不久,天黑下来。谢扶光端来撒过桃花的热水,让她洗脚。他蹲下来,要给她洗脚。她连忙往后一缩,“我自己洗!”

“好好坐着,别乱动。”

“不用不用,我自己来。”

“我来。”他不容拒绝,强硬地按住她的脚。

白皙修长的手指掬起水,浇到她脚上。微凉的指腹划过她脚背,轻柔摩挲。

瞬间,沈秀的脚背绷起来,她耳根泛红,尴尬地手指抠住床角。

谢扶光擡起头,暖黄柔和的烛光下,他精致的眉眼柔和朦胧了几分t。
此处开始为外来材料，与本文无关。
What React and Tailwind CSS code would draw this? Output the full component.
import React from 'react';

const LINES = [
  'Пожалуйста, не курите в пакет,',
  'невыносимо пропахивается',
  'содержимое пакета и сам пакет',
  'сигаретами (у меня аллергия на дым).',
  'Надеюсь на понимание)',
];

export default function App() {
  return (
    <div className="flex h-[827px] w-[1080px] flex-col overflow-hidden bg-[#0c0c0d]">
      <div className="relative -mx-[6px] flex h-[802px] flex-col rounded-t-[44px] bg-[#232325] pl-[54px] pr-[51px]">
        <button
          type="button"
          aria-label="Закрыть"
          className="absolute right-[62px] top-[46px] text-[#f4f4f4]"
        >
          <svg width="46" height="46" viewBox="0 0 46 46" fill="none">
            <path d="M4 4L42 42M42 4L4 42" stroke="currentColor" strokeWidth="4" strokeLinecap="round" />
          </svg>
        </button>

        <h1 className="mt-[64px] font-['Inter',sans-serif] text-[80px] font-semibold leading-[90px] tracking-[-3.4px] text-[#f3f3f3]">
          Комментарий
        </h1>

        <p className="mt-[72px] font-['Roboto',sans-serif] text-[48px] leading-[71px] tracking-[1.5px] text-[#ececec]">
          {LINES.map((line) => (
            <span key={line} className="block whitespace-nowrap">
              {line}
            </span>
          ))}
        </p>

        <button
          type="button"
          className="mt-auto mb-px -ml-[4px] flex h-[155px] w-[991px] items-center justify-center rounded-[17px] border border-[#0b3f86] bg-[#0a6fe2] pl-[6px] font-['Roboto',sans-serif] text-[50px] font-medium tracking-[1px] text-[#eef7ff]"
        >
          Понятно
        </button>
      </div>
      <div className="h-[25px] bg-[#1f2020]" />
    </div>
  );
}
他笑着仰视她,同时,指尖在她脚背上轻轻掠过,如羽毛扫过,带起了一阵酥麻痒意。

明明是在给她洗脚,可她不知怎么的,总感觉他的动作有些勾勾缠缠的,好似在勾引她,诱惑她,蛊惑她。

浇水的声音,嘀嗒嘀嗒,清清脆脆。水声中,某种东西在不断发酵,丝丝缕缕,向外扩散。

沈秀面红耳赤,“好了好了,我洗好了!”

谢扶光扬眉,“还未洗好。”

“洗好了,我不洗了。”她把脚从他手里抽出来,夺过帕子,三两下擦了脚,不给他为她擦脚的机会。
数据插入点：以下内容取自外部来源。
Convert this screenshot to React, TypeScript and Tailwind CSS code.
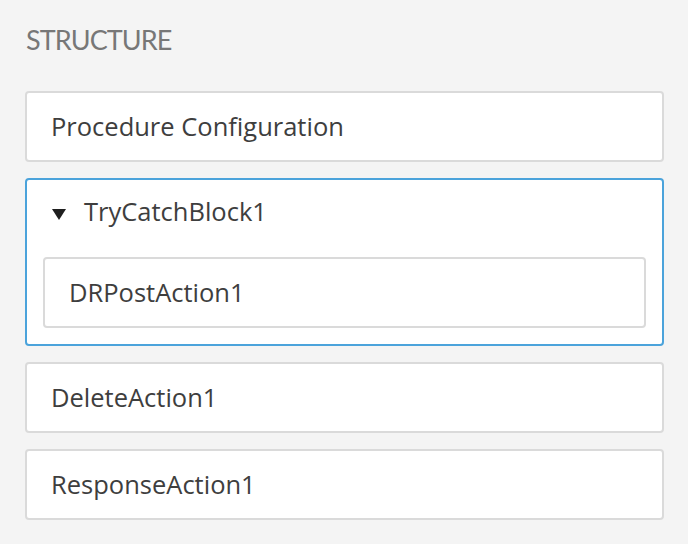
const items = ["DeleteAction1", "ResponseAction1"];

function Card({ label }: { label: string }) {
  return (
    <div className="flex h-[71px] items-center rounded-[4px] border-2 border-[#dadada] bg-white px-[24px] text-[25.5px] text-[#3e3e3e]">
      {label}
    </div>
  );
}

export default function App() {
  return (
    <div
      className="min-h-[544px] w-[688px] bg-[#f4f4f4] pl-[25px] pr-[24px] pt-[26px]"
      style={{ fontFamily: "'Open Sans', Lato, sans-serif" }}
    >
      <h2
        className="mb-[37px] pl-px text-[27px] leading-[28px] tracking-[-0.9px] text-[#777777]"
        style={{ fontFamily: "Lato, sans-serif" }}
      >
        STRUCTURE
      </h2>
      <div className="flex flex-col gap-[16px]">
        <Card label="Procedure Configuration" />

        <div className="rounded-[4px] border-2 border-[#4ba3db] bg-white px-[16px] pb-[16px]">
          <div className="flex h-[77px] items-center gap-[18px] pb-[14px] pl-[9px] text-[25.5px] text-[#3e3e3e]">
            <svg width="14" height="11" viewBox="0 0 14 11" className="mt-[5px]">
              <path d="M0 0 H14 L7 11 Z" fill="#1f1f1f" />
            </svg>
            <span>TryCatchBlock1</span>
          </div>
          <Card label="DRPostAction1" />
        </div>

        {items.map((label) => (
          <Card key={label} label={label} />
        ))}
      </div>
    </div>
  );
}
谢扶光出去倒洗脚水后,沈秀拍拍胸脯,呼出一口气。她圾着鞋子,去如厕。

一走到院子里,便见谢扶光半蹲着,凝视地上的洗脚盆。

她睇了睇洗脚盆。从水位,以及烫蔫了的桃花瓣来判断,这好像是她方才的洗脚水。他怎么没倒掉,放在地上盯着瞧做什么?

月色下,谢扶光半蹲在洗脚盆前,他盯着洗脚水,瓷玉一样的面孔上流露出了一种难以描述的灼热与迷恋。

目睹这一幕,沈秀心中产生出一股异样的感受。

这时,谢扶光伸出食指,食指在洗脚水里蘸了一下,沾了水的指尖凑近嫣红的嘴唇。

沈秀惊呼,“等一下!你干什么!你要喝洗脚水?”

谢扶光微微歪头,墨黑的长卷发如波浪一样在夜风里浮动,浓密纤长的睫毛沾染了晶莹剔透的月辉,“不可以么?”